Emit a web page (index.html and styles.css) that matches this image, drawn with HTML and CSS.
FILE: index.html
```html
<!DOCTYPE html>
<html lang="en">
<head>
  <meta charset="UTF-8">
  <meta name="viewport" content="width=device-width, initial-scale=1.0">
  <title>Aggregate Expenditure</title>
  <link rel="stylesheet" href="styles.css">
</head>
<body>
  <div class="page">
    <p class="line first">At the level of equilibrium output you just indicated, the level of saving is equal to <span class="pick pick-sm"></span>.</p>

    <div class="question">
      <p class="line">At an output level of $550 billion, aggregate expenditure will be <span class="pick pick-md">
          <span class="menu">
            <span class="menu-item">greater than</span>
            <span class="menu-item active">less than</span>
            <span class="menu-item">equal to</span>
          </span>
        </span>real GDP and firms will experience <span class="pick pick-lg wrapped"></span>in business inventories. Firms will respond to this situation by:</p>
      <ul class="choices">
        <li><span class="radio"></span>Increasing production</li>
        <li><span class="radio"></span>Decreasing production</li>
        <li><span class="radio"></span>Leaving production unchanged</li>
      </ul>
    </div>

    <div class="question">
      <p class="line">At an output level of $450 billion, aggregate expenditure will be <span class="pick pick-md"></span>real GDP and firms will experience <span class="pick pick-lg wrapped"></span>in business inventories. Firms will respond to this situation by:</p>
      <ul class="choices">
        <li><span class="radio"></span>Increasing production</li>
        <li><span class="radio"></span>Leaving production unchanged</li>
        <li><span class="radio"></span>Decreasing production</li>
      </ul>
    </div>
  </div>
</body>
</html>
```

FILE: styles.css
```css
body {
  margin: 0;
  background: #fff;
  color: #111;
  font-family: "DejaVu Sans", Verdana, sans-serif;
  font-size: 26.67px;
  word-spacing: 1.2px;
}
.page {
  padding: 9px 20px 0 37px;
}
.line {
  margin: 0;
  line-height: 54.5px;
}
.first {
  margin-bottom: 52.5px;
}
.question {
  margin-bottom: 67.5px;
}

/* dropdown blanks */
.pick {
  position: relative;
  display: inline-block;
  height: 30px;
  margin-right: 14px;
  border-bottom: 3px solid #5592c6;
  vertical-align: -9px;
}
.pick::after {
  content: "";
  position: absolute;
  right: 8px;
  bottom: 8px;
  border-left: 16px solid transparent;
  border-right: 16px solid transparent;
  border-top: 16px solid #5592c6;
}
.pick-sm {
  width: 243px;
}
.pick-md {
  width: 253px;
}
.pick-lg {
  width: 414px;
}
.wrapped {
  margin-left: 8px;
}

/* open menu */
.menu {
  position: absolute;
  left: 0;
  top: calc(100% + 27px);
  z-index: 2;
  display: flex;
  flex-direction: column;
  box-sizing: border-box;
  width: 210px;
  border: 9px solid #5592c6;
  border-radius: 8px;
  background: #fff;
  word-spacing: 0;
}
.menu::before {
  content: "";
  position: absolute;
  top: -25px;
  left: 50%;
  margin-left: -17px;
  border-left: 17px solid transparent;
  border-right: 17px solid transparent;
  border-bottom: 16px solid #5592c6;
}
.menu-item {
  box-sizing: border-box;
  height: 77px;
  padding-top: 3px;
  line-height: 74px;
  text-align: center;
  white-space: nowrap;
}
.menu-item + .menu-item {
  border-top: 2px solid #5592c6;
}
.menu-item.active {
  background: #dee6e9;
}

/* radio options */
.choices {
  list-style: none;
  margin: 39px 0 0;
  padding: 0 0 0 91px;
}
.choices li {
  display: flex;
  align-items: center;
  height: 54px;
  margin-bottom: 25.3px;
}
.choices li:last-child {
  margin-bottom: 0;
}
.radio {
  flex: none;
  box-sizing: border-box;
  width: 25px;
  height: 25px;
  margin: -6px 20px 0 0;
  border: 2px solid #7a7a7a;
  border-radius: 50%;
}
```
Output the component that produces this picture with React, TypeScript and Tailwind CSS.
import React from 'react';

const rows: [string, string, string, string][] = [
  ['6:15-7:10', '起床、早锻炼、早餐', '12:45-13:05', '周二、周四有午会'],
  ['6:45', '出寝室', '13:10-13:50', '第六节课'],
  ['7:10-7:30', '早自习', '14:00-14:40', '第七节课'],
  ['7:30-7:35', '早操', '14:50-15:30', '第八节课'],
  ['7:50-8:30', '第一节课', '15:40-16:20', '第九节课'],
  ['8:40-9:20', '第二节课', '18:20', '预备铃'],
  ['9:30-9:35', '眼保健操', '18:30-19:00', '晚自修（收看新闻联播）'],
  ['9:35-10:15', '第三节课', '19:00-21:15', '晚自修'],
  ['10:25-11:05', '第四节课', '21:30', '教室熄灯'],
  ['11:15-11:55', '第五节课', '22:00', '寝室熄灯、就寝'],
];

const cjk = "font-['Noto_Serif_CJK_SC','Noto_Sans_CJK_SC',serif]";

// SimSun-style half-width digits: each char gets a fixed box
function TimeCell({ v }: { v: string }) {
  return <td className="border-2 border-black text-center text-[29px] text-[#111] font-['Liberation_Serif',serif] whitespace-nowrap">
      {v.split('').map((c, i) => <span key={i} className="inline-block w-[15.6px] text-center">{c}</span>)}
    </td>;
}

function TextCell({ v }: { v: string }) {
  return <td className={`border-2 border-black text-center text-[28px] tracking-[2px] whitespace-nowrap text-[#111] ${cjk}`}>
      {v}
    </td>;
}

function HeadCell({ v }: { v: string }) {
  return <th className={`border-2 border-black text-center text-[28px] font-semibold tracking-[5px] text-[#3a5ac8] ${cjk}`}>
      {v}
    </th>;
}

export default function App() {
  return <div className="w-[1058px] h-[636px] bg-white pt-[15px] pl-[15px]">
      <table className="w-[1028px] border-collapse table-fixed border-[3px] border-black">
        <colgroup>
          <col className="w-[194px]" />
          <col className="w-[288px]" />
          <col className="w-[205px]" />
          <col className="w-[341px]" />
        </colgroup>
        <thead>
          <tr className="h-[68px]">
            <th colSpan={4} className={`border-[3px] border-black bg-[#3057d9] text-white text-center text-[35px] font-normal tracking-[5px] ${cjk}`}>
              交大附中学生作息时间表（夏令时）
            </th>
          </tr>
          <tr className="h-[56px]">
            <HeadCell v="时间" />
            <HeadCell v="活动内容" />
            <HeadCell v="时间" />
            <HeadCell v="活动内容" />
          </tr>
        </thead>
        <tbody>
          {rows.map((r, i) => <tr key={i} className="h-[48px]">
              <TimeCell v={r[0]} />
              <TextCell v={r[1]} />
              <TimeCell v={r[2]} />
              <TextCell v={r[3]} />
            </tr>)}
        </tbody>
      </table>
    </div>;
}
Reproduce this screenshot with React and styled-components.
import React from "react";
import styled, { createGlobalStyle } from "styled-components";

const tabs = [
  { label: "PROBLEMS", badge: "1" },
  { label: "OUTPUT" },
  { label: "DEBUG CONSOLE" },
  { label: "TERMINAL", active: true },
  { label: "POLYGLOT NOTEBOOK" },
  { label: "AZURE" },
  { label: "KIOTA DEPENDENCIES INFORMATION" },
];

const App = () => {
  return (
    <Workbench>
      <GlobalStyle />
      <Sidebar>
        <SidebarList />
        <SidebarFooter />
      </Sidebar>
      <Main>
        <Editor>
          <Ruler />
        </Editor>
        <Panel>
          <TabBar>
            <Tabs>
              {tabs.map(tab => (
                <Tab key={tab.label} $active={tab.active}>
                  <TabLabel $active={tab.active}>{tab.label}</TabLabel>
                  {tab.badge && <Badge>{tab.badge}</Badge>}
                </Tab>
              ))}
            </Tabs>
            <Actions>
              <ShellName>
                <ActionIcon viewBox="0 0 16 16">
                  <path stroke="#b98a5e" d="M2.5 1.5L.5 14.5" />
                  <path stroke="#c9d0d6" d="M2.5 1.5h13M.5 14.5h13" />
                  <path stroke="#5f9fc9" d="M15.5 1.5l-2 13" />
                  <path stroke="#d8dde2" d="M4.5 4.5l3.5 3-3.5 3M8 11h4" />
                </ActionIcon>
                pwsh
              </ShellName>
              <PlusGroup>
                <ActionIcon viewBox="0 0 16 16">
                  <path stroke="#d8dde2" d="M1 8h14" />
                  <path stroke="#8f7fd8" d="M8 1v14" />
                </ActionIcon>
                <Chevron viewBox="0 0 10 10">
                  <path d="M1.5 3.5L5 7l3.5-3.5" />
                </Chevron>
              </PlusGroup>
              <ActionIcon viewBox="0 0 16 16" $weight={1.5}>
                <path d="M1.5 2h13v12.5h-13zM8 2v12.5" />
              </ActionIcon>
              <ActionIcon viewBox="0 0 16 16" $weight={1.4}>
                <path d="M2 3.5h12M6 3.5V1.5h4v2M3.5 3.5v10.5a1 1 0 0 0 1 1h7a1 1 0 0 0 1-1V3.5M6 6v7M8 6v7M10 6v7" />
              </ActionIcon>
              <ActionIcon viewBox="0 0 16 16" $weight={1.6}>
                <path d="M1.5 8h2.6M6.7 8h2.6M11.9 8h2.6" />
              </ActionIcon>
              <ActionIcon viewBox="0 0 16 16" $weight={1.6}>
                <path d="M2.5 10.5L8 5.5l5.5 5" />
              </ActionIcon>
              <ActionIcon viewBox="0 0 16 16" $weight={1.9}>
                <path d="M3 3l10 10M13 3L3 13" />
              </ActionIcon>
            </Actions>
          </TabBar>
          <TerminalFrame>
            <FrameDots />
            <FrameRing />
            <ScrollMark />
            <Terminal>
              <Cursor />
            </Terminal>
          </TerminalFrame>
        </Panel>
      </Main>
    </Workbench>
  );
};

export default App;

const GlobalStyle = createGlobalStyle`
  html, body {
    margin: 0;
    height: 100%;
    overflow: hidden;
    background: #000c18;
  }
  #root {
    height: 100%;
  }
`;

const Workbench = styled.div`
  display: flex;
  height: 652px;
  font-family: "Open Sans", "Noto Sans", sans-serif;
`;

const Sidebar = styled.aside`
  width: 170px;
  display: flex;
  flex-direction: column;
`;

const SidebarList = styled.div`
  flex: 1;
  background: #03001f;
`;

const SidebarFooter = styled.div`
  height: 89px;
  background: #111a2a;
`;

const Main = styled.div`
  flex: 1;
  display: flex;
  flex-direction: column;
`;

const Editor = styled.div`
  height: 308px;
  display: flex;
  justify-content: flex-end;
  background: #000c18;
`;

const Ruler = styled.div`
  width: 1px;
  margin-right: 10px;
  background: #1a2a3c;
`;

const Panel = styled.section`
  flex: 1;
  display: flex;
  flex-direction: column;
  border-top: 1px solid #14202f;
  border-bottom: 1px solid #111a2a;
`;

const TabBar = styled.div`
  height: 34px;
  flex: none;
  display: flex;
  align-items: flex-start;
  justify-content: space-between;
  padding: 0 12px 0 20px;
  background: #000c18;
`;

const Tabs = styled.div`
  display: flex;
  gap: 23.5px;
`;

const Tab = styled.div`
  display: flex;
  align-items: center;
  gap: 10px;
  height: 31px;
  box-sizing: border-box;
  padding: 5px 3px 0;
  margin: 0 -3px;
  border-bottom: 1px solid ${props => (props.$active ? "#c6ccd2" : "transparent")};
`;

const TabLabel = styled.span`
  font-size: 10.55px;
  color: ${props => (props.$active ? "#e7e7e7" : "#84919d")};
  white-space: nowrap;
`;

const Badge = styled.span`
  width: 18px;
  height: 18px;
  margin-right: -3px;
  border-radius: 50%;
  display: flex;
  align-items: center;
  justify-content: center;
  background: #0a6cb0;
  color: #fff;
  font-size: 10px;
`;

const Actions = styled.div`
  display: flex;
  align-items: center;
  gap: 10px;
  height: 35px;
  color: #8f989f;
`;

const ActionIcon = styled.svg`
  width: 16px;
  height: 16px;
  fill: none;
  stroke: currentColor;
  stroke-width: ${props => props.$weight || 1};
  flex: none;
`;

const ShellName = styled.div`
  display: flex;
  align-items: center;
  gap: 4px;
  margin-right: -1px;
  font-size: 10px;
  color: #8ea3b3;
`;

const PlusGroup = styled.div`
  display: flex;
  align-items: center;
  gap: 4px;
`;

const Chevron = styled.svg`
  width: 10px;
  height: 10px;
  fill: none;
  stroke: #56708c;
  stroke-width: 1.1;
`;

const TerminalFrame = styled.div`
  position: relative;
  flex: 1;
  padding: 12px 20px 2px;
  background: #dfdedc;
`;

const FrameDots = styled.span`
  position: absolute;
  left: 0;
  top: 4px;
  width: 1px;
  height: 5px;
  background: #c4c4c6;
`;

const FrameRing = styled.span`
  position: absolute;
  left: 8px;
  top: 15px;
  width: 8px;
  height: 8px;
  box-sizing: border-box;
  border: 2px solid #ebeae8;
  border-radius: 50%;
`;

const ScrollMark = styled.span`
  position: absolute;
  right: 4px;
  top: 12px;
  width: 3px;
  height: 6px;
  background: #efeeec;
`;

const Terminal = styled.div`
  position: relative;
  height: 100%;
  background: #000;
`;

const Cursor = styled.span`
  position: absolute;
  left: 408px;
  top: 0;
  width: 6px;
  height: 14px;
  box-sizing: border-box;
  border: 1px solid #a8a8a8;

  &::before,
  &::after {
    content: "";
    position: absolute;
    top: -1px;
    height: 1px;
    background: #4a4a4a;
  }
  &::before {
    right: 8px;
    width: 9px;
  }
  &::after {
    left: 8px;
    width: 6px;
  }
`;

---+---

Short task:
Collect the lines that hold "page".

The result:
Emit a web page (index.html and styles.css) that matches this image, drawn with HTML and CSS.
  <div class="page">
.page {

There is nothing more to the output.